**PROBLEM STATEMENT:** Check each line of the listing, and copy it if it contains the word "this".
------ DATA FOR THE TASK ------
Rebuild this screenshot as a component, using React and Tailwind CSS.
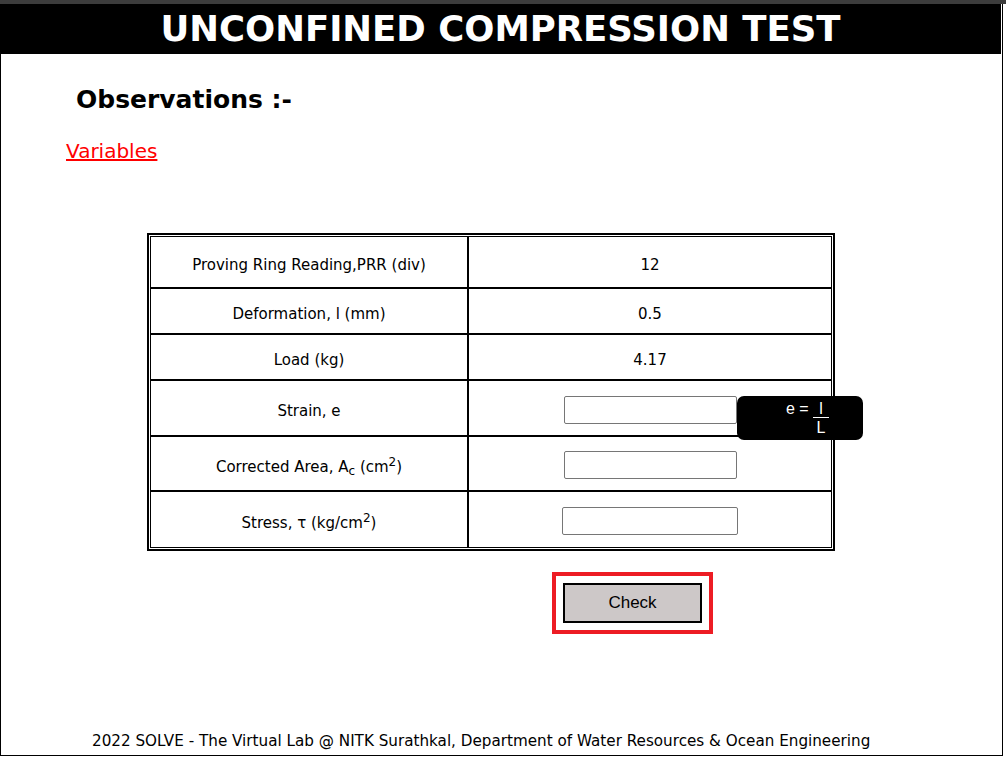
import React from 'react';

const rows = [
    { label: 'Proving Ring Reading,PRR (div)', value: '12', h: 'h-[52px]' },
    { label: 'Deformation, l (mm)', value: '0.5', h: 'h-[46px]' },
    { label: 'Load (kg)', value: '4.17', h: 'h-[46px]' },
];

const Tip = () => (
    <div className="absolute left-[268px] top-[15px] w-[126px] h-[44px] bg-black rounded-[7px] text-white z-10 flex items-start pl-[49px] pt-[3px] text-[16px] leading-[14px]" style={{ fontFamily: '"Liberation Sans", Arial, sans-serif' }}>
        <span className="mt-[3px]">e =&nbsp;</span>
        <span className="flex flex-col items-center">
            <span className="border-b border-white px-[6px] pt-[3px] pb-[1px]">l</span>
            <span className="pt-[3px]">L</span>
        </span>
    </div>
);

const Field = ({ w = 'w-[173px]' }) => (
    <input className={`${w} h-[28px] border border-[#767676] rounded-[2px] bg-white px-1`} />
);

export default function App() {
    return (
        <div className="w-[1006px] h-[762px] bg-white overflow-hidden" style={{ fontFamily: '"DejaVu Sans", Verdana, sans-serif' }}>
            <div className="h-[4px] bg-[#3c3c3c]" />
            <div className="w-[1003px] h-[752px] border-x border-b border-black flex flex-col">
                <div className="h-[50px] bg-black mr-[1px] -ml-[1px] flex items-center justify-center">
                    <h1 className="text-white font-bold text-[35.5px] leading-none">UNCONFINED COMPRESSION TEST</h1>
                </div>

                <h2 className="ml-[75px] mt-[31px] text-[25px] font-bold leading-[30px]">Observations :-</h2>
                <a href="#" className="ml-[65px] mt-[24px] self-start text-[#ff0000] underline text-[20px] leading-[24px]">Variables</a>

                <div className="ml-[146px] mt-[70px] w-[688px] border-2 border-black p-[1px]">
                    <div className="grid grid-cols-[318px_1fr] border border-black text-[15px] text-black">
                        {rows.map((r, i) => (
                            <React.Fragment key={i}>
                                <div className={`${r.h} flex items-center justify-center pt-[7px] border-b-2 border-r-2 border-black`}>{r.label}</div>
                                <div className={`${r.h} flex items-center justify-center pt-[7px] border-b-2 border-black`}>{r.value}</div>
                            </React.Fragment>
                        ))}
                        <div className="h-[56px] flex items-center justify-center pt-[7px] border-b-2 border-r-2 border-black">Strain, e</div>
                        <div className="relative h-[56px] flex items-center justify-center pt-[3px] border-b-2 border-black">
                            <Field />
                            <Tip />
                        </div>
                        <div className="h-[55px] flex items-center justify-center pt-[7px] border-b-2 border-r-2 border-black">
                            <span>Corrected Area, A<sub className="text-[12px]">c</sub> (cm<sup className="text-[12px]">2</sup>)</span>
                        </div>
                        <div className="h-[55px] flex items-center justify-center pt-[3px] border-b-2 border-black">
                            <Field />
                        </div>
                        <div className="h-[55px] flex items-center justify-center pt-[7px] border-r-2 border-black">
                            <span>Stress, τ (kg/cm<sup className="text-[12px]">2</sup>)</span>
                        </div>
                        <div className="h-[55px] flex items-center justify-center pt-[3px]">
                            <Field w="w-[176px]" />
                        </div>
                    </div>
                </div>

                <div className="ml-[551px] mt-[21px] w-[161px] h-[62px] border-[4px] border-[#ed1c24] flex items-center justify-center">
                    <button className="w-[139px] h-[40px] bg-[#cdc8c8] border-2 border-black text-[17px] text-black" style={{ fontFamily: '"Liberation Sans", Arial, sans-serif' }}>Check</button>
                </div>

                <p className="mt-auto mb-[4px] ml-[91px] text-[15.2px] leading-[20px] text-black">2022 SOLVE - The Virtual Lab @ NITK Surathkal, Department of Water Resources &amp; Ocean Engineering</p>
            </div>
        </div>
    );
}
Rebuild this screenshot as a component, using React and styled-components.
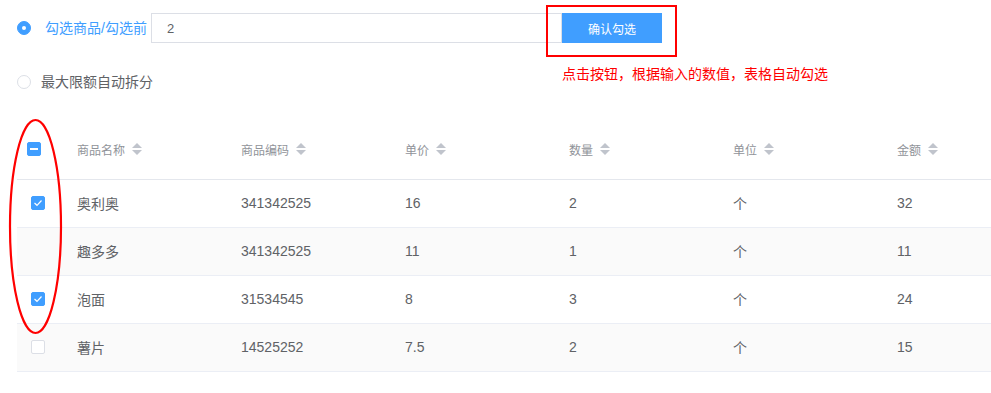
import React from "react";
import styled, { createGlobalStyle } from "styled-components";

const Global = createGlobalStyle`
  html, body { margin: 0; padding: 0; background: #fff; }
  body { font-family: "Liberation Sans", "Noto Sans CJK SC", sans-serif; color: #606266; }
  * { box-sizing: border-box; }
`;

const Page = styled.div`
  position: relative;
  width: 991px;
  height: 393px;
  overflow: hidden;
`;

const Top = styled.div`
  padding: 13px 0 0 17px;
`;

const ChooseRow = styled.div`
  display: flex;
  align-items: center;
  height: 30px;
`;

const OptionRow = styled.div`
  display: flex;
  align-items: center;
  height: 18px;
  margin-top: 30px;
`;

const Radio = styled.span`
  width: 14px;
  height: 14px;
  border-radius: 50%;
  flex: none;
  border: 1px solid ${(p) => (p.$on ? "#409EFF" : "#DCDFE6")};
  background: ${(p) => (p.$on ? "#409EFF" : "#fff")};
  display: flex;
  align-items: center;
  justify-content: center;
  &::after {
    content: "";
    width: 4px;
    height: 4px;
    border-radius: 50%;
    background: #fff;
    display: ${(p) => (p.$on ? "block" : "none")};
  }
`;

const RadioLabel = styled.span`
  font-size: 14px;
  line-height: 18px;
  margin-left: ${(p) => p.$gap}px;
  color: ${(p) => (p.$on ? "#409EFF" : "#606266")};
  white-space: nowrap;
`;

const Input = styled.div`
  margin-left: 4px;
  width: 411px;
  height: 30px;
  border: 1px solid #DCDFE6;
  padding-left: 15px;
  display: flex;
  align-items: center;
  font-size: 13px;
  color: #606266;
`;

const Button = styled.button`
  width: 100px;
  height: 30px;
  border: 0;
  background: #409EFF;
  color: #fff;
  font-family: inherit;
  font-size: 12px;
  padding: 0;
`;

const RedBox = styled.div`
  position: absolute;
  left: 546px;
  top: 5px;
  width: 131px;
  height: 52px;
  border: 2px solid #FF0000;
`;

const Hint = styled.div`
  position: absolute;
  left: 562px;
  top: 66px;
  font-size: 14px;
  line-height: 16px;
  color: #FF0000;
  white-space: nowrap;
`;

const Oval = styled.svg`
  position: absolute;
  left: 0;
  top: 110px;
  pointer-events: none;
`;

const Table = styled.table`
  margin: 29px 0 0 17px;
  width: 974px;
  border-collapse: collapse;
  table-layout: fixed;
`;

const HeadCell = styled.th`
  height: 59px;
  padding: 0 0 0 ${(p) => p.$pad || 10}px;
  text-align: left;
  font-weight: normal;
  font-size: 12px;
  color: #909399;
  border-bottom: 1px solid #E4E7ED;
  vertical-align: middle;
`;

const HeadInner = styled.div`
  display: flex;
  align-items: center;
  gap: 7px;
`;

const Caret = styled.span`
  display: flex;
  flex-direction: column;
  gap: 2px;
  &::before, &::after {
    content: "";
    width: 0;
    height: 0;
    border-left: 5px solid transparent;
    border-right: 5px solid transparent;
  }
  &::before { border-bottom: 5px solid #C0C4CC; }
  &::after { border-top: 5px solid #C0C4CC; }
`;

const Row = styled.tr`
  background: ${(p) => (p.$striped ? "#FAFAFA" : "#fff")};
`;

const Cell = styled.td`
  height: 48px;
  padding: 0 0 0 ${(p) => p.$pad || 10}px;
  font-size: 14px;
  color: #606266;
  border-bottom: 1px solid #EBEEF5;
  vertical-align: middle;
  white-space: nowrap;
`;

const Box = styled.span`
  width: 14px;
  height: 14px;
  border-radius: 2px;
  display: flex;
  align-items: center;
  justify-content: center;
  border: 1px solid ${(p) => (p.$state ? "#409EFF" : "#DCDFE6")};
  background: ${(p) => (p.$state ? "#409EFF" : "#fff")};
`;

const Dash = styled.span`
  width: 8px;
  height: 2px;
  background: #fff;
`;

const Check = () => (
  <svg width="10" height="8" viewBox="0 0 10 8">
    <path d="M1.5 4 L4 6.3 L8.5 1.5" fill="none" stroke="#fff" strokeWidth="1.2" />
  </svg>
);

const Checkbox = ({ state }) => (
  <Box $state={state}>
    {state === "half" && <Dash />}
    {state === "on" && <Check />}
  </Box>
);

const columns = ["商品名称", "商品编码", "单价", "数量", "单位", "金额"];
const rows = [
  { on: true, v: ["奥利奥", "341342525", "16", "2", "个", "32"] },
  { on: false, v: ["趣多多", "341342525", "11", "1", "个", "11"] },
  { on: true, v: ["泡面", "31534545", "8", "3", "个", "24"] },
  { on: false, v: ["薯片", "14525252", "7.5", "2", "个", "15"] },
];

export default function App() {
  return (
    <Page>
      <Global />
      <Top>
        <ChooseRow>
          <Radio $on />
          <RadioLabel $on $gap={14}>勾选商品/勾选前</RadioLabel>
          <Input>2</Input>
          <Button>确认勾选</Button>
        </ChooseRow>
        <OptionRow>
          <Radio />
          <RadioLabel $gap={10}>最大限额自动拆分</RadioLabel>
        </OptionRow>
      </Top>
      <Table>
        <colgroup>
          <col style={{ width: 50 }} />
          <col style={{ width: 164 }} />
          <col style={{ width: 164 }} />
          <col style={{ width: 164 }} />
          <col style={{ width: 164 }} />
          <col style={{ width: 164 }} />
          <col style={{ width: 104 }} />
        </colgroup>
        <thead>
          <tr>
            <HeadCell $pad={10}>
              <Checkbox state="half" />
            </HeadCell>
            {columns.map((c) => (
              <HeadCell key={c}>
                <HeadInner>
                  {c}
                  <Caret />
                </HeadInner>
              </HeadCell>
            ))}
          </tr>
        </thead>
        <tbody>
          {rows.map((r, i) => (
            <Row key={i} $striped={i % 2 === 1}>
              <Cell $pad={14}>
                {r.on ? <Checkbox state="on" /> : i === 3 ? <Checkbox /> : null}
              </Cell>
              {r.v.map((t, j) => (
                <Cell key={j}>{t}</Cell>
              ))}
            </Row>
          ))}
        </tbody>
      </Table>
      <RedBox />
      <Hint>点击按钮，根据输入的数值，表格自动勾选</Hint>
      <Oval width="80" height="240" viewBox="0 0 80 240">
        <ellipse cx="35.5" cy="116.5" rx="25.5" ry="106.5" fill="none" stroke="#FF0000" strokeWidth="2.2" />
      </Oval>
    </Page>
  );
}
------
**WORKED ANSWER:**
Rebuild this screenshot as a component, using React and Tailwind CSS.
Rebuild this screenshot as a component, using React and styled-components.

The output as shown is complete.